Bitmasks unlock dynamic programming on subsets. The Traveling Salesman Problem (TSP) and assignment problems use bitmask DP where the state includes which elements have been “used”:

// TSP: dp[mask][i] = minimum cost to visit all cities in 'mask', ending at city i
int[][] dp = new int[1 << n][n];

The state space is O(2^n × n), which is feasible for n ≤ 20 (about 20 million states). Without bitmask DP, the brute force is O(n!) — exponentially worse.

Enumerating Submasks of a Mask

To iterate over all submasks of a given mask (all subsets of a subset):

for (int sub = mask; sub > 0; sub = (sub - 1) & mask) {
    // process submask 'sub'
}
// Don't forget sub = 0 (empty subset) if needed

This technique is essential for bitmask DP optimizations where you split a set into two complementary subsets.

Two’s Complement

Java uses two’s complement for signed integers. Understanding this representation clarifies why certain bit tricks work.

For a 32-bit integer:

Positive numbers: standard binary representation.
Negative numbers: flip all bits and add 1. So -n = ~n + 1.
Range: -2³¹ to 2³¹ - 1 (i.e., -2,147,483,648 to 2,147,483,647).

Key consequences:

~n = -(n + 1) — bitwise NOT produces the algebraic negation minus one.
-n = ~n + 1 — this is why n & (-n) isolates the lowest set bit.
Overflow wraps around: Integer.MAX_VALUE + 1 == Integer.MIN_VALUE.

When working with bit manipulation, always remember Java’s int is 32 bits and long is 64 bits.
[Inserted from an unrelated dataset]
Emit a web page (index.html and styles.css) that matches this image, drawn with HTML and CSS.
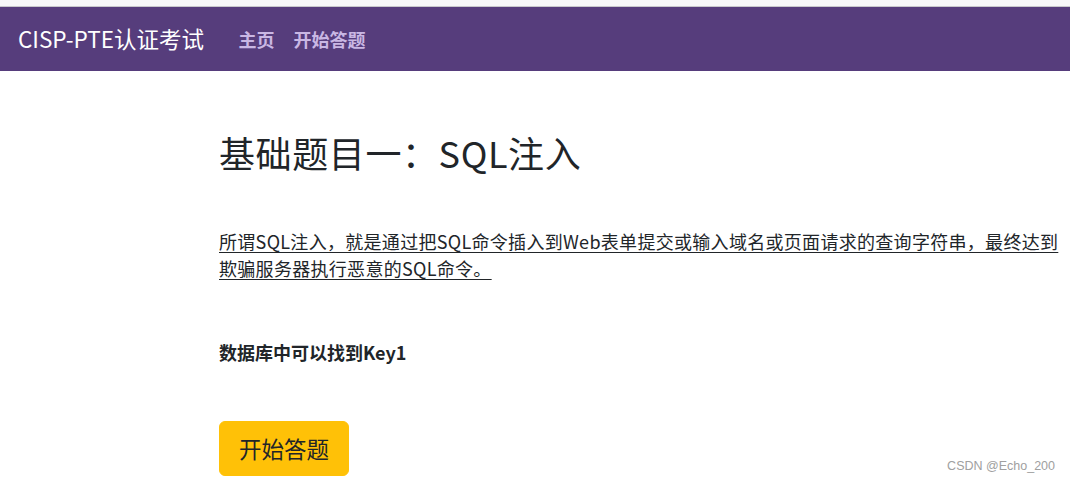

Use long when bit positions exceed 31.

Interviewer Tips

XOR is the headliner. If an interviewer says “constant space” and the problem involves finding unique or missing elements, reach for XOR first.

Bitmask problems usually signal themselves with constraints like “n ≤ 20” — that 2^20 ≈ 1 million ceiling is the telltale sign.

The n & (n - 1) trick is a Swiss Army knife: power-of-two check, counting set bits, and clearing the lowest bit all derive from it.

Don’t memorize — understand. Know why n & (n - 1) clears the lowest set bit (subtracting 1 flips the lowest 1 and all trailing 0s). When you understand the mechanics, you can derive any trick on the spot.